New research suggests women are more likely to cheat than men in a relationship

It's time to forget everything you thought about men, women, and cheating in relationships.

While the common school of thought is that men tend to stray first, a wealth of new research indicates that women may struggle more than men with monogamy.

Anthropologist and author of Untrue, Wednesday Martin, said the latest research on female libido indicates that, contrary to popular belief, the female sex drive is alive and well and wants more.

"The new research is correcting false notions that women have lesser libidos, that women are more naturally monogamous and that it’s easier for women to partner for life," she said as per news.com.au. 

"Women don’t like sex less [than men] - but they do get bored of sexual sameness."

Credit: Yuri Arcurs / Alamy
Credit: Yuri Arcurs / Alamy

For her book on female infidelity, Martin interviewed dozens of sociologists, sex researchers and anthropologists to get to the bottom of the feminine sex drive.

Martin found that men may experience higher levels of spontaneous desire but women take the lead when it comes to responding to what is called 'triggered desire'.

"Spontaneous desire is when you suddenly think, 'it would be nice to have sex'. It comes over you like hunger or thirst," Martin explained, as per Body and Soul.

"Responsive or triggered desire occurs when something suggests the idea of sex to you — you’re watching or reading something, or a partner initiates a sexual encounter — and you get turned on.

"For that type of desire, women’s libidos are every bit as strong as men’s."

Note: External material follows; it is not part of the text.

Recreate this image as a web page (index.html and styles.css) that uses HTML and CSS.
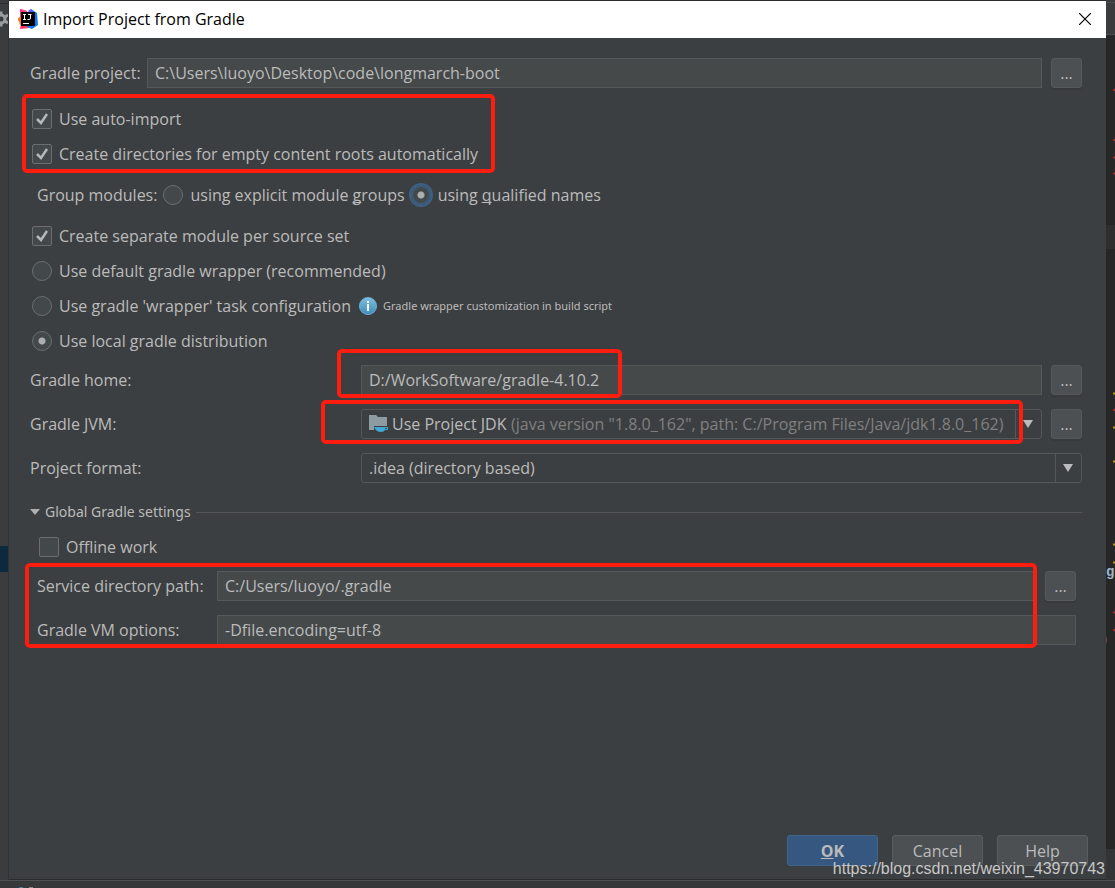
FILE: index.html
```html
<!DOCTYPE html>
<html lang="en">
<head>
    <meta charset="UTF-8">
    <meta name="viewport" content="width=device-width, initial-scale=1.0">
    <title>Import Project from Gradle</title>
    <link rel="stylesheet" href="styles.css">
</head>
<body>
    <!-- IDE window behind the dialog, left edge -->
    <div class="edge-left">
        <svg width="9" height="600" viewBox="0 0 9 600" aria-hidden="true">
            <path d="M0 3.500H9" stroke="#2b2b2b"/>
            <g stroke="#999b9d" fill="none">
                <circle cx="1" cy="19" r="4" stroke-width="3"/>
                <path d="M1 11.500v3M1 23.500v3M5 17l3-2M5 21l3 2" stroke-width="3"/>
            </g>
            <rect y="546" width="9" height="26" fill="#0d293e"/>
        </svg>
    </div>

    <main class="dialog">
        <header class="titlebar">
            <svg class="logo" width="20" height="20" viewBox="0 0 20 20" aria-hidden="true">
                <path d="M2 0l7 2 2 17-9 1 1-6-3-3 2-3z" fill="#fe315d"/>
                <path d="M0 9l4-2 2 8-4 1z" fill="#f97a12"/>
                <path d="M3 0l6 2-5 7-2-2z" fill="#fc3f8e"/>
                <path d="M13 0l6 4 1 12-6 4-5-2 2-16z" fill="#087cfa"/>
                <path d="M10 2l3-2 2 3-2 3z" fill="#6b57ff"/>
                <rect x="3" y="3" width="14" height="14" fill="#000"/>
                <path d="M5 5.500h3M6.500 5.500v5M5 10.500h3M10 5.500h3.500M12.500 5.500v3.500q0 1.500-1.500 1.500h-1.500M5 14.500h6" fill="none" stroke="#fff"/>
            </svg>
            <h1>Import Project from Gradle</h1>
            <button class="close" type="button" aria-label="Close">
                <svg width="12" height="12" viewBox="0 0 12 12"><path d="M0 0l12 12M12 0L0 12" stroke="#000" stroke-width="1.200"/></svg>
            </button>
        </header>

        <form class="content">
            <div class="row project">
                <label for="project">Gradle project:</label>
                <input class="field" type="text" id="project" value="C:\Users\luoyo\Desktop\code\longmarch-boot">
                <button class="browse" type="button" aria-label="Browse project">...</button>
            </div>

            <div class="options marked mark-import">
                <label class="option"><input type="checkbox" checked>Use auto-import</label>
                <label class="option"><input type="checkbox" checked>Create directories for empty content roots automatically</label>
            </div>

            <div class="group">
                <span>Group modules:</span>
                <label class="option"><input type="radio" name="modules"><span>using explicit module <u>g</u>roups</span></label>
                <label class="option"><input class="focused" type="radio" name="modules" checked><span>using <u>q</u>ualified names</span></label>
            </div>

            <div class="options">
                <label class="option"><input type="checkbox" checked>Create separate module per source set</label>
                <label class="option"><input type="radio" name="wrapper">Use default gradle wrapper (recommended)</label>
                <div class="option-line">
                    <label class="option"><input type="radio" name="wrapper">Use gradle 'wrapper' task configuration</label>
                    <span class="hint">
                        <svg width="18" height="18" viewBox="0 0 18 18" aria-hidden="true">
                            <defs>
                                <linearGradient id="info" x2="0" y2="1">
                                    <stop stop-color="#7fbddd"/>
                                    <stop offset="1" stop-color="#3c8dbd"/>
                                </linearGradient>
                            </defs>
                            <circle cx="9" cy="9" r="8.500" fill="url(#info)" stroke="#6fb0d2"/>
                            <path d="M8 4h2v2H8zM8 7h2v7H8z" fill="#fff"/>
                        </svg>
                        Gradle wrapper customization in build script
                    </span>
                </div>
                <label class="option"><input type="radio" name="wrapper" checked>Use local gradle distribution</label>
            </div>

            <div class="settings">
                <div class="row">
                    <label class="marked mark-home" for="home">Gradle home:</label>
                    <input class="field" type="text" id="home" value="D:/WorkSoftware/gradle-4.10.2">
                    <button class="browse" type="button" aria-label="Browse Gradle home">...</button>
                </div>
                <div class="row">
                    <label for="jvm">Gradle JVM:</label>
                    <div class="combo jvm marked mark-jvm">
                        <select id="jvm">
                            <option>Use Project JDK</option>
                        </select>
                        <svg class="folder" width="20" height="18" viewBox="0 0 20 18" aria-hidden="true">
                            <path d="M0 0h7l2 2h9v9H5v4H0z" fill="#8f9ba3"/>
                            <path d="M5 12h14v3h-3q-1 2-4 2-5 0-7-5z" fill="#3fa8d5"/>
                            <path d="M16 13h2v1h-2z" fill="#3c3f41"/>
                        </svg>
                        <span class="detail">(java version "1.8.0_162", path: C:/Program Files/Java/jdk1.8.0_162)</span>
                        <svg class="arrow" width="10" height="8" viewBox="0 0 10 8" aria-hidden="true"><path d="M0 0h10L5 8z"/></svg>
                    </div>
                    <button class="browse" type="button" aria-label="Browse JVM">...</button>
                </div>
                <div class="row">
                    <label for="format">Project format:</label>
                    <div class="combo">
                        <select id="format">
                            <option>.idea (directory based)</option>
                        </select>
                        <svg class="arrow" width="10" height="8" viewBox="0 0 10 8" aria-hidden="true"><path d="M0 0h10L5 8z"/></svg>
                    </div>
                </div>
            </div>

            <h2 class="section">
                <svg width="10" height="6" viewBox="0 0 10 6" aria-hidden="true"><path d="M0 0h10L5 6z"/></svg>
                Global Gradle settings
            </h2>

            <div class="global">
                <label class="option offline"><input type="checkbox">Offline work</label>
                <div class="marked mark-global">
                    <div class="row">
                        <label for="service">Service directory path:</label>
                        <input class="field" type="text" id="service" value="C:/Users/luoyo/.gradle">
                        <button class="browse" type="button" aria-label="Browse service directory">...</button>
                    </div>
                    <div class="row">
                        <label for="vm">Gradle VM options:</label>
                        <input class="field" type="text" id="vm" value="-Dfile.encoding=utf-8">
                    </div>
                </div>
            </div>

            <footer class="buttons">
                <button class="ok" type="submit"><u>O</u>K</button>
                <button type="button">Cancel</button>
                <button type="button">Help</button>
            </footer>
        </form>
    </main>

    <!-- Editor gutter with error and warning stripes -->
    <div class="edge-right">
        <svg width="9" height="880" viewBox="0 0 9 880" aria-hidden="true">
            <rect width="9" height="35" fill="#3a3c3e"/>
            <path d="M0 2.500h9M0 34.500h9" stroke="#4b4d4f"/>
            <rect y="225" width="9" height="24" fill="#2e2e2e"/>
            <path d="M7 90h2M7 140h2M7 157.500h2M7 173.500h2M7 410h2M7 612.500h2M7 630h2" stroke="#9e2927" stroke-width="2"/>
            <path d="M7 393.500h2M7 427.500h2M7 461.500h2M7 544.500h2M7 562.500h2" stroke="#be9117" stroke-width="2"/>
            <path d="M0 636q2 4 0 8" fill="#7a4a48"/>
            <text x="0" y="576">g</text>
            <rect y="849" width="9" height="31" fill="#323436"/>
        </svg>
    </div>

    <div class="edge-bottom">
        <svg width="40" height="7" viewBox="0 0 40 7" aria-hidden="true">
            <path d="M19 6.500h4" stroke="#3f7f96"/>
            <path d="M29 6.500h4" stroke="#85888a"/>
        </svg>
    </div>
    <p class="watermark">https://blog.csdn.net/weixin_43970743</p>
</body>
</html>
```
FILE: styles.css
```css
*,
*::after {
    box-sizing: border-box;
}

body {
    position: relative;
    display: grid;
    grid-template-columns: 9px 1fr 9px;
    grid-template-rows: 1fr 8px;
    min-height: 100vh;
    margin: 0;
    background: #3a3c3e;
    color: #bbbbbb;
    font-family: "Open Sans", "Noto Sans", sans-serif;
    font-size: 16px;
    line-height: 20px;
}

input,
select,
button {
    margin: 0;
    color: inherit;
    font: inherit;
}

u {
    text-decoration-skip-ink: none;
}

/* Parts of the IDE window around the dialog */
.edge-left {
    border-right: 1px solid #303233;
    overflow: hidden;
}

.edge-right {
    background: #262626;
    overflow: hidden;
}

.edge-right text {
    fill: #9fb4cc;
    font-family: "Liberation Mono", monospace;
    font-size: 14px;
    font-weight: bold;
}

.edge-bottom {
    grid-column: 1 / -1;
    border-top: 1px solid #4e5052;
    background: #36383a;
}

.edge-left svg,
.edge-right svg,
.edge-bottom svg {
    display: block;
}

/* Dialog */
.dialog {
    display: flex;
    flex-direction: column;
    border-top: 1px solid #2b2b2b;
    border-bottom: 1px solid #2b2b2b;
    background: #3c3f41;
}

.titlebar {
    display: flex;
    align-items: center;
    gap: 5px;
    height: 37px;
    padding: 0 12px 2px 9px;
    background: #fff;
    color: #000;
}

.titlebar h1 {
    flex: 1;
    margin: 0;
    font-size: 16px;
    font-weight: normal;
}

.close {
    display: flex;
    padding: 3px;
    border: 0;
    background: none;
}

.content {
    display: flex;
    flex: 1;
    flex-direction: column;
    padding: 20px 24px 13px 21px;
}

.row {
    display: flex;
    align-items: center;
    height: 30px;
}

.project label {
    width: 117px;
}

.field {
    flex: 1;
    min-width: 0;
    height: 30px;
    padding: 0 7px;
    border: 1px solid #555859;
    background: #45494a;
    outline: none;
}

.browse {
    width: 31px;
    height: 30px;
    margin-left: 9px;
    padding: 0;
    border: 1px solid #56595b;
    border-radius: 3px;
    background: #4c5052;
    box-shadow: 0 2px 0 #37393b;
}

/* Check boxes and radio buttons */
.options {
    display: flex;
    flex-direction: column;
    align-items: flex-start;
    padding-left: 2px;
}

.option {
    display: flex;
    align-items: center;
    gap: 7px;
    height: 35px;
}

.option input {
    appearance: none;
    width: 20px;
    height: 20px;
    border: 1px solid #6b6e70;
    border-radius: 2px;
    background: #43494a;
}

.option input[type="checkbox"]:checked {
    background: #43494a url("data:image/svg+xml,%3Csvg xmlns='http://www.w3.org/2000/svg' viewBox='0 0 18 18'%3E%3Cpath d='M4 9l4 4 6-9' fill='none' stroke='%23b5b7b8' stroke-width='2.500'/%3E%3C/svg%3E");
}

.option input[type="radio"] {
    border-radius: 50%;
}

.option input[type="radio"]:checked {
    background: radial-gradient(circle, #adadad 3px, #43494a 4px);
}

.option .focused {
    border-color: #3d6185;
    box-shadow: 0 0 0 2px #3d6185, inset 0 0 0 1px #3d6185;
}

.option-line {
    display: flex;
    align-items: center;
    gap: 8px;
}

.hint {
    display: flex;
    align-items: center;
    gap: 6px;
    font-family: "Noto Sans", sans-serif;
    font-size: 11px;
}

.group {
    display: flex;
    align-items: center;
    gap: 6px;
    margin: 6px 0;
    padding-left: 7px;
}

/* Red frames that point out the settings to change */
.marked {
    position: relative;
}

.marked::after {
    content: "";
    position: absolute;
    border: 4px solid #ff1d10;
    border-radius: 5px;
    pointer-events: none;
}

.mark-import {
    width: 465px;
    margin-top: 13px;
}

.mark-import::after {
    inset: -7px 0 -2px -8px;
}

.mark-home::after {
    top: -21px;
    left: 307px;
    width: 285px;
    height: 49px;
}

.mark-jvm::after {
    inset: -10px 18px -6px -41px;
}

.mark-global::after {
    inset: -8px 39px -3px -12px;
}

/* Labelled settings */
.settings {
    display: flex;
    flex-direction: column;
    gap: 14px;
    margin-top: 7px;
}

.settings label {
    width: 331px;
}

.combo {
    display: grid;
    flex: 1;
    grid-template-columns: 1fr 26px;
    align-items: center;
    min-width: 0;
    height: 30px;
    border: 1px solid #555859;
    border-radius: 3px;
}

.combo select {
    grid-area: 1 / 1 / 2 / 3;
    appearance: none;
    width: 100%;
    height: 28px;
    padding: 0 7px;
    border: 0;
    background: linear-gradient(#555859, #555859) right 25px top / 1px 100% no-repeat;
    outline: none;
}

.arrow {
    grid-area: 1 / 2;
    justify-self: center;
    fill: #b9bbbd;
    pointer-events: none;
}

.folder {
    grid-area: 1 / 1;
    margin-left: 7px;
    pointer-events: none;
}

.combo.jvm select {
    padding-left: 30px;
}

.detail {
    grid-area: 1 / 1;
    margin-left: 149px;
    color: #808080;
    white-space: nowrap;
    pointer-events: none;
}

.section {
    display: flex;
    align-items: center;
    gap: 5px;
    height: 30px;
    margin: 14px 0 10px;
    font-family: "Noto Sans", sans-serif;
    font-size: 14px;
    font-weight: normal;
}

.section svg {
    fill: #adafb0;
}

.section::after {
    content: "";
    flex: 1;
    height: 1px;
    background: #555555;
}

.global {
    padding: 0 6px 0 7px;
}

.offline {
    height: 20px;
    margin: 0 0 14px 2px;
}

.mark-global {
    display: flex;
    flex-direction: column;
    gap: 14px;
}

.mark-global label {
    width: 180px;
}

/* Bottom buttons */
.buttons {
    display: flex;
    justify-content: flex-end;
    gap: 14px;
    margin: auto -6px 0 0;
    padding-top: 20px;
}

.buttons button {
    width: 91px;
    height: 31px;
    padding: 0;
    border: 1px solid #5a5d5f;
    border-radius: 3px;
    background: #4c5052;
}

.buttons .ok {
    border-color: #41648a;
    background: #365880;
    font-weight: bold;
}

.watermark {
    position: absolute;
    right: 10px;
    bottom: 9px;
    margin: 0;
    color: #c8c8c8;
    font-family: "Liberation Sans", sans-serif;
    font-size: 16px;
}
```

She added: "We’ve internalised this idea that men are the randier sex and that’s untrue."

Research by Missouri State University looked at women using the Ashley Madison website to cheat on their partners.

Credit: DCPhoto / Alamy
Credit: DCPhoto / Alamy

It threw out the notion that women cheat only when they are unhappy in their relationships and seek an emotional connection instead of sexual gratification.

"The women studied went on the site, created a profile, vetted candidates, met them in person and 'auditioned' them. This was a very intentional process," Martin said.

"They wanted to find partners for sex.

She added, as per Body and Soul: "They reported being in sexless or orgasm-less marriages and they simply wanted what they couldn’t get at home... these affairs were a way for them to remain in their primary relationships."

A study at the University of Nevada found that the 'institutionalisation' of monogamy puts a dampener on women’s sexual desire more than it does for men.

"Now sex researchers are entertaining the possibility that women simply need variety and novelty of sexual experience more than men do," Martin said, as per news.com.au.

Featured Image Credit: Panther Media GmbH / Alamy. Anton Estrada / Alamy.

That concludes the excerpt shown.